EXERCISE BRIEF >> Check the listing below line by line and report how many lines hold "React", with no other words.

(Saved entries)
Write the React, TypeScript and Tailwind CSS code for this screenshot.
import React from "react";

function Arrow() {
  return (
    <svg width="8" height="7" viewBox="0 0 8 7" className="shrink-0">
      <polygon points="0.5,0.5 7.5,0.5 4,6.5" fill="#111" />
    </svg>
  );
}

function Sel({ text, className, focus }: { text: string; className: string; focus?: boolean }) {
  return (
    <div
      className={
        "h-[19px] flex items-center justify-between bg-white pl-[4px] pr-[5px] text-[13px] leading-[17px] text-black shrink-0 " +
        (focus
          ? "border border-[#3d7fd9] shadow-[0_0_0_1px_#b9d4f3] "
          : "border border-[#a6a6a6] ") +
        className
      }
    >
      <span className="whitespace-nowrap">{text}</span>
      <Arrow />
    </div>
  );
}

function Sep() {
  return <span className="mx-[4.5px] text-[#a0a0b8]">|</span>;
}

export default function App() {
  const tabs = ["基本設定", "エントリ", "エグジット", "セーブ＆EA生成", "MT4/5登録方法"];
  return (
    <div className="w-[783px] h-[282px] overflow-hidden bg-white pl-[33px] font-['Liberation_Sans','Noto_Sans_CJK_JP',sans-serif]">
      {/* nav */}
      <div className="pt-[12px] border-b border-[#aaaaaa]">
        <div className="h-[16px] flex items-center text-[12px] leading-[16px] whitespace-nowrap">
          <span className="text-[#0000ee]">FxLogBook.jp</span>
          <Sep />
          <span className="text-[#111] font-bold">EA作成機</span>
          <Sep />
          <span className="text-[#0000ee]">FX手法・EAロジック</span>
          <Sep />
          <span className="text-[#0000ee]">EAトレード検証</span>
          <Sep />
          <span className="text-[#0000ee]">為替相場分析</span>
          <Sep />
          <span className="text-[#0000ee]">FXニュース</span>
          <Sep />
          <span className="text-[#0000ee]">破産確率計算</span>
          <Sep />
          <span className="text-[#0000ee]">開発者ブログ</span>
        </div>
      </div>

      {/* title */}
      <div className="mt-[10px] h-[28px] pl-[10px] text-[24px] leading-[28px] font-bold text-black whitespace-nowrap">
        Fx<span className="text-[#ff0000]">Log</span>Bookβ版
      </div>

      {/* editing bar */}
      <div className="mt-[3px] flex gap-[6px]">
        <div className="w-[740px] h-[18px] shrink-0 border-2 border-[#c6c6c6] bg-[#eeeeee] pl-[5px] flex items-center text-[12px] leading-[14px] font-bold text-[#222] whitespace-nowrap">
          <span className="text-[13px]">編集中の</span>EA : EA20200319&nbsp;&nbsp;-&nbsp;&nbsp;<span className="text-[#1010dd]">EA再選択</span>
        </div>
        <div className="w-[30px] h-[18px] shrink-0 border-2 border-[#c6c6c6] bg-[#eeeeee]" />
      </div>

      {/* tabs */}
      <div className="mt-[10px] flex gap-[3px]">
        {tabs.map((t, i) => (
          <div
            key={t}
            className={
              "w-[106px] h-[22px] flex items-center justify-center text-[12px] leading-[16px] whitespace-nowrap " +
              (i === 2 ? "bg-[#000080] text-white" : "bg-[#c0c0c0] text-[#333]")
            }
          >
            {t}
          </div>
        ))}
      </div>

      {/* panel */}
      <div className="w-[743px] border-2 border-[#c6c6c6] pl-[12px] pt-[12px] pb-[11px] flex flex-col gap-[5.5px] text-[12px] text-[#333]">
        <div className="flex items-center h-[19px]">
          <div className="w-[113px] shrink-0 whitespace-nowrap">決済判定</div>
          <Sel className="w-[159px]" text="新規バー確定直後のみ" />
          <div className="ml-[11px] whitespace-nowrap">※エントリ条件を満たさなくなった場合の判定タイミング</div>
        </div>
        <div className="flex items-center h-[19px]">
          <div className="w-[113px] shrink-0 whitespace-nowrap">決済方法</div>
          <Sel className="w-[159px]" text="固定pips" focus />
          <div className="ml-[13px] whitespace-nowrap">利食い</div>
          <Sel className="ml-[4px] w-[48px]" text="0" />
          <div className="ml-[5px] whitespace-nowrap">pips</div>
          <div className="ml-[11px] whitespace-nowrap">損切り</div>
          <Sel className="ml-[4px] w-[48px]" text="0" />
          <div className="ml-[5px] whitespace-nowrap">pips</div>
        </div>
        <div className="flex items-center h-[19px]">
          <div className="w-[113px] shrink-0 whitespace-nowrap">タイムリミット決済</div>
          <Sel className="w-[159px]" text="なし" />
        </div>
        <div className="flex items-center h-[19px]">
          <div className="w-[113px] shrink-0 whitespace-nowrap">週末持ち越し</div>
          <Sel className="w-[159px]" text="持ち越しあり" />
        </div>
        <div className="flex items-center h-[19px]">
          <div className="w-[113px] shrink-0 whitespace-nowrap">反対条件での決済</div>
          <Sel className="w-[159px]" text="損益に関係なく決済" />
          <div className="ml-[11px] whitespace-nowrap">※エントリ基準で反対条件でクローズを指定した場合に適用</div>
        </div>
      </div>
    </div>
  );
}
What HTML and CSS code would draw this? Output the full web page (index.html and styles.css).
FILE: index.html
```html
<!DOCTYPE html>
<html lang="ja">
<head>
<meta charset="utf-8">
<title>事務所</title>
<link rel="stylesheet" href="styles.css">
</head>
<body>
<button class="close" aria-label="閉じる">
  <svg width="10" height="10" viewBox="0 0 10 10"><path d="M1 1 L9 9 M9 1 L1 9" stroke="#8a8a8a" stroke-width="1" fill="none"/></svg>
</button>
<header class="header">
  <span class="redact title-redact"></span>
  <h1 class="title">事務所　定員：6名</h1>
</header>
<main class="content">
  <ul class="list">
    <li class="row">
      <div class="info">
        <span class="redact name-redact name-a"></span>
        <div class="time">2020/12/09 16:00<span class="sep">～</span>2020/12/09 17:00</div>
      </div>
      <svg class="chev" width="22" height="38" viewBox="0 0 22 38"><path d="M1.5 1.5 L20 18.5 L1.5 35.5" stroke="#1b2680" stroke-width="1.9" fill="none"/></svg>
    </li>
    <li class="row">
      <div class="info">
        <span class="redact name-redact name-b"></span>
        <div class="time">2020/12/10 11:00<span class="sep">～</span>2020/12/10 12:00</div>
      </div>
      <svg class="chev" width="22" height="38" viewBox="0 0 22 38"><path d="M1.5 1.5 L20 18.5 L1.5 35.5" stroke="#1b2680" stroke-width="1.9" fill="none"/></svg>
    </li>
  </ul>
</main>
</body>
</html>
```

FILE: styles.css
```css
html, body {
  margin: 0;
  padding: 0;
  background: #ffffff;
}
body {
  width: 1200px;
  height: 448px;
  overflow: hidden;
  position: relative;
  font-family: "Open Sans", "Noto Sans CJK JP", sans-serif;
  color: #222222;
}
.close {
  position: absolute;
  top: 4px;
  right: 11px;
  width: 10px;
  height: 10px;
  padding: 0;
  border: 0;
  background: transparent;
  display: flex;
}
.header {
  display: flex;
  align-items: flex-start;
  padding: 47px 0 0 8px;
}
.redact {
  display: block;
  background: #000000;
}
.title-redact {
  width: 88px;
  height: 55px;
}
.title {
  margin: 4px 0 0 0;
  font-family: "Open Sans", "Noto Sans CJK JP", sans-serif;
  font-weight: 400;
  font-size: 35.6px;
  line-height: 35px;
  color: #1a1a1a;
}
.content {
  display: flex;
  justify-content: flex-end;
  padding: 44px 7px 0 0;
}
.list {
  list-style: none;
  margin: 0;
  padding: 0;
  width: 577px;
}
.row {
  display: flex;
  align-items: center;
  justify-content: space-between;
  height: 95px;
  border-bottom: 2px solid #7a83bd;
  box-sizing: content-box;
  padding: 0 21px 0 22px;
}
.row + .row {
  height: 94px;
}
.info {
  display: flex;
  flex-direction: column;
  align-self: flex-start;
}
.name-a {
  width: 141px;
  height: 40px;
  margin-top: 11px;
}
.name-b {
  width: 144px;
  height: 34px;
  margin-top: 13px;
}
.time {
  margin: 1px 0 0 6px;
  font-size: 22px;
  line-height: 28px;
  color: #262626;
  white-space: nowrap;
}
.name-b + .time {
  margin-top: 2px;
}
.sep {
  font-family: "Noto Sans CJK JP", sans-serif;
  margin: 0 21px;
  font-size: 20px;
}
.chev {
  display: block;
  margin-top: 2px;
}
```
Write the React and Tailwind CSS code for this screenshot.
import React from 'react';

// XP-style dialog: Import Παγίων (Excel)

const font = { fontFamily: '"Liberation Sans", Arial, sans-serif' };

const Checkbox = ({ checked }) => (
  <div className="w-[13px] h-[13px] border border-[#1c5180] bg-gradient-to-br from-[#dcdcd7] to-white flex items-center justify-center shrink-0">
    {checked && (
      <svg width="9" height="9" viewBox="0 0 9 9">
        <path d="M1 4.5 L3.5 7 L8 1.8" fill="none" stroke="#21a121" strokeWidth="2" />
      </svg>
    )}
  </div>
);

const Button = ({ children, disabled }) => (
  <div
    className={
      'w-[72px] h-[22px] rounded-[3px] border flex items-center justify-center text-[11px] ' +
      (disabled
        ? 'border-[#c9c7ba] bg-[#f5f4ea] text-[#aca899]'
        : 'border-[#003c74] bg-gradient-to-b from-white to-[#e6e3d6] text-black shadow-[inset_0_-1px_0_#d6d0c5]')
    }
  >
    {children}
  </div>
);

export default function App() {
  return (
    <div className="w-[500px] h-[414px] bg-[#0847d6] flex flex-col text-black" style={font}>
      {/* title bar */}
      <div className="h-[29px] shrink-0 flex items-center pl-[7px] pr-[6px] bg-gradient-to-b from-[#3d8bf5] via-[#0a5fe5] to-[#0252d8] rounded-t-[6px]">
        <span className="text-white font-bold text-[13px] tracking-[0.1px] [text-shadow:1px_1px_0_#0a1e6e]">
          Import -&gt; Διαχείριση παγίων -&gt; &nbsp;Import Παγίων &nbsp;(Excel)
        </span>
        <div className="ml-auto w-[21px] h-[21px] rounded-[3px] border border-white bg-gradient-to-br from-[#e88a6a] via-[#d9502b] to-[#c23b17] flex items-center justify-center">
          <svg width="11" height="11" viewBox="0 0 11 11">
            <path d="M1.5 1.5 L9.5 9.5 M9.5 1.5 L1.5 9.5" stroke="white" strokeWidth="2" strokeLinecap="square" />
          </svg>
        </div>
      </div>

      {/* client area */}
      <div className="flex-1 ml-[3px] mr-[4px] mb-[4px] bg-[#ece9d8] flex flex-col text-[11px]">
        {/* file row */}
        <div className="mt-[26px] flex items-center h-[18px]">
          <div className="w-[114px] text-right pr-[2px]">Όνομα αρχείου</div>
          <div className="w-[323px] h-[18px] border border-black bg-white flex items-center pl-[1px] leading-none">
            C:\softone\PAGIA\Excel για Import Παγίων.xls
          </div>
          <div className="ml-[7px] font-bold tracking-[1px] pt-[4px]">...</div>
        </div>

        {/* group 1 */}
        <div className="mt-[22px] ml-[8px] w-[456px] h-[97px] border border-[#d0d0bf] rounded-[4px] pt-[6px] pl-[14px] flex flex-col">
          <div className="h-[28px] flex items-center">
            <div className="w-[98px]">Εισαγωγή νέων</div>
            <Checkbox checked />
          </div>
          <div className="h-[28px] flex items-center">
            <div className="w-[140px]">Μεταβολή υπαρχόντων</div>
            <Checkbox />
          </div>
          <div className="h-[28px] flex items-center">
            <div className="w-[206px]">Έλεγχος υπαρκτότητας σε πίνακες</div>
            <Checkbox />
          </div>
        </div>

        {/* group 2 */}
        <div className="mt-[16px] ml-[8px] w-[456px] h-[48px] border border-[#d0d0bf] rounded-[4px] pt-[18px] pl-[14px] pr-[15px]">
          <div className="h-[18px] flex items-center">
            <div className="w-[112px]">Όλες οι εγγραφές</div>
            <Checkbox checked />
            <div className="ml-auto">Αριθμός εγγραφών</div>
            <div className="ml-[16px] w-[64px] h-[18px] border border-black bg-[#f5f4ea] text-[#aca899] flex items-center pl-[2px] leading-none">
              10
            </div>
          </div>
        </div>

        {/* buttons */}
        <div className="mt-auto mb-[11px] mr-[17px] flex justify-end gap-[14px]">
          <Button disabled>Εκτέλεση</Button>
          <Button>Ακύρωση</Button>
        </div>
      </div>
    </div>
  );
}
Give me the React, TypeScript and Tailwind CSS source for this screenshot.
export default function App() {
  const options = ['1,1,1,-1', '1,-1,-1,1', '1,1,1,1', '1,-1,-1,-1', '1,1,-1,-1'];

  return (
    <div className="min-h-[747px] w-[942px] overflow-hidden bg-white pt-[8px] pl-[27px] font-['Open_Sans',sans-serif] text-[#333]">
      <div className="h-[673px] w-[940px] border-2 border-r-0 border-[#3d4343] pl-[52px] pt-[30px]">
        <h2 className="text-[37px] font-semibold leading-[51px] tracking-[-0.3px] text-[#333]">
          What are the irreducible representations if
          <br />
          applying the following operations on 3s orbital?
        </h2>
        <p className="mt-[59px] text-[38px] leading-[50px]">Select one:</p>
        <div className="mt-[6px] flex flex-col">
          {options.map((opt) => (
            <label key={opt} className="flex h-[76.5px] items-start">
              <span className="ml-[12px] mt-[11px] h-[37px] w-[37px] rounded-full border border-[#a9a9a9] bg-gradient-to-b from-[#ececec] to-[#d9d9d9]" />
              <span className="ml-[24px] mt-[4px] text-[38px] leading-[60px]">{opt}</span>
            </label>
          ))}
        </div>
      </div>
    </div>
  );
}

SOLUTION TO THIS TASK >> 5